▶ _Problem_: Exclude the pictures, then repeat the remaining data exactly.

(Rows from a dataset of pages and code)
┏━━

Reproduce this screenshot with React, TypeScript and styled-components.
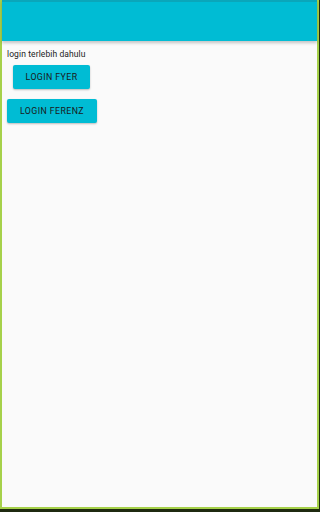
import React from 'react';
import styled, { createGlobalStyle } from 'styled-components';

const GlobalStyle = createGlobalStyle`
  html, body {
    margin: 0;
    padding: 0;
    background: #1f2a10;
  }
  body {
    font-family: Roboto, "Noto Sans", sans-serif;
  }
`;

function App() {
  return (
    <>
      <GlobalStyle />
      <Device>
        <Screen>
          <AppBar>
            <StatusStrip />
          </AppBar>
          <Content>
            <Hint>login terlebih dahulu</Hint>
            <ButtonRow indent={13} gap={6}>
              <LoginButton width={77}>Login Fyer</LoginButton>
            </ButtonRow>
            <ButtonRow indent={7} gap={10}>
              <LoginButton width={90}>Login Ferenz</LoginButton>
            </ButtonRow>
          </Content>
        </Screen>
      </Device>
    </>
  );
}

export default App;

const Device = styled.div`
  width: 100vw;
  height: 100vh;
  box-sizing: border-box;
  padding: 0 1px 3px 0;
  background: #1f2a10;
  display: flex;
`;

const Screen = styled.div`
  flex: 1;
  box-sizing: border-box;
  border-left: 2px solid #a6d14a;
  border-right: 2px solid #a6d14a;
  border-bottom: 2px solid #a6d14a;
  background: #fafafa;
  display: flex;
  flex-direction: column;
`;

const AppBar = styled.div`
  height: 41px;
  background: #00bcd4;
  box-shadow: 0 2px 3px rgba(0, 0, 0, 0.22);
  display: flex;
  flex-direction: column;
  position: relative;
  z-index: 1;
`;

const StatusStrip = styled.div`
  height: 2px;
  background: #0aa6ba;
`;

const Content = styled.div`
  display: flex;
  flex-direction: column;
  padding: 8px 0 0 5px;
`;

const Hint = styled.div`
  font-size: 8.5px;
  line-height: 10px;
  color: #222;
  letter-spacing: 0.1px;
`;

const ButtonRow = styled.div<{ indent: number; gap: number }>`
  display: flex;
  padding-left: ${({ indent }) => indent - 7}px;
  margin-top: ${({ gap }) => gap}px;
`;

const LoginButton = styled.button<{ width: number }>`
  width: ${({ width }) => width}px;
  height: 24px;
  border: none;
  border-radius: 2px;
  background: #00bcd4;
  color: #1a1a1a;
  font-family: Roboto, "Noto Sans", sans-serif;
  font-weight: 400;
  font-size: 8.8px;
  letter-spacing: 0.4px;
  text-transform: uppercase;
  padding: 0;
  box-shadow: 0 1px 2px rgba(0, 0, 0, 0.25);
`;
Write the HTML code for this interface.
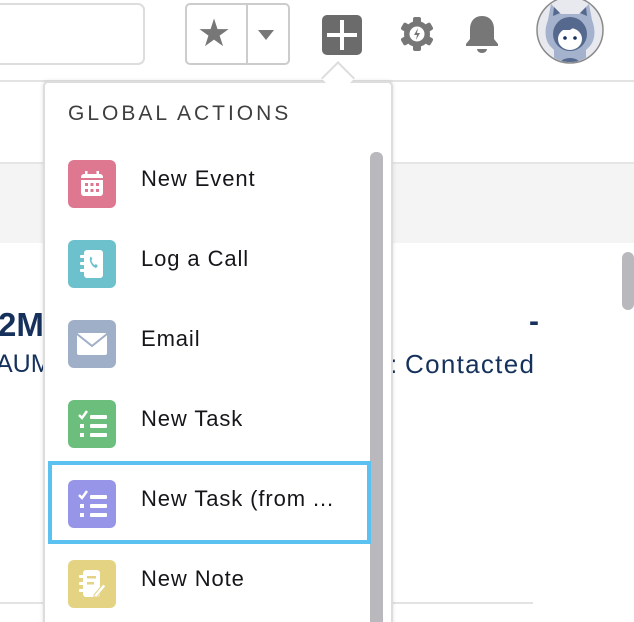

┗━━

▶ _Output below_:
Reproduce this screenshot with React, TypeScript and styled-components.
import React from 'react';
import styled, { createGlobalStyle } from 'styled-components';

const GlobalStyle = createGlobalStyle`
  html, body {
    margin: 0;
    padding: 0;
    background: #1f2a10;
  }
  body {
    font-family: Roboto, "Noto Sans", sans-serif;
  }
`;

function App() {
  return (
    <>
      <GlobalStyle />
      <Device>
        <Screen>
          <AppBar>
            <StatusStrip />
          </AppBar>
          <Content>
            <Hint>login terlebih dahulu</Hint>
            <ButtonRow indent={13} gap={6}>
              <LoginButton width={77}>Login Fyer</LoginButton>
            </ButtonRow>
            <ButtonRow indent={7} gap={10}>
              <LoginButton width={90}>Login Ferenz</LoginButton>
            </ButtonRow>
          </Content>
        </Screen>
      </Device>
    </>
  );
}

export default App;

const Device = styled.div`
  width: 100vw;
  height: 100vh;
  box-sizing: border-box;
  padding: 0 1px 3px 0;
  background: #1f2a10;
  display: flex;
`;

const Screen = styled.div`
  flex: 1;
  box-sizing: border-box;
  border-left: 2px solid #a6d14a;
  border-right: 2px solid #a6d14a;
  border-bottom: 2px solid #a6d14a;
  background: #fafafa;
  display: flex;
  flex-direction: column;
`;

const AppBar = styled.div`
  height: 41px;
  background: #00bcd4;
  box-shadow: 0 2px 3px rgba(0, 0, 0, 0.22);
  display: flex;
  flex-direction: column;
  position: relative;
  z-index: 1;
`;

const StatusStrip = styled.div`
  height: 2px;
  background: #0aa6ba;
`;

const Content = styled.div`
  display: flex;
  flex-direction: column;
  padding: 8px 0 0 5px;
`;

const Hint = styled.div`
  font-size: 8.5px;
  line-height: 10px;
  color: #222;
  letter-spacing: 0.1px;
`;

const ButtonRow = styled.div<{ indent: number; gap: number }>`
  display: flex;
  padding-left: ${({ indent }) => indent - 7}px;
  margin-top: ${({ gap }) => gap}px;
`;

const LoginButton = styled.button<{ width: number }>`
  width: ${({ width }) => width}px;
  height: 24px;
  border: none;
  border-radius: 2px;
  background: #00bcd4;
  color: #1a1a1a;
  font-family: Roboto, "Noto Sans", sans-serif;
  font-weight: 400;
  font-size: 8.8px;
  letter-spacing: 0.4px;
  text-transform: uppercase;
  padding: 0;
  box-shadow: 0 1px 2px rgba(0, 0, 0, 0.25);
`;
Write the HTML code for this interface.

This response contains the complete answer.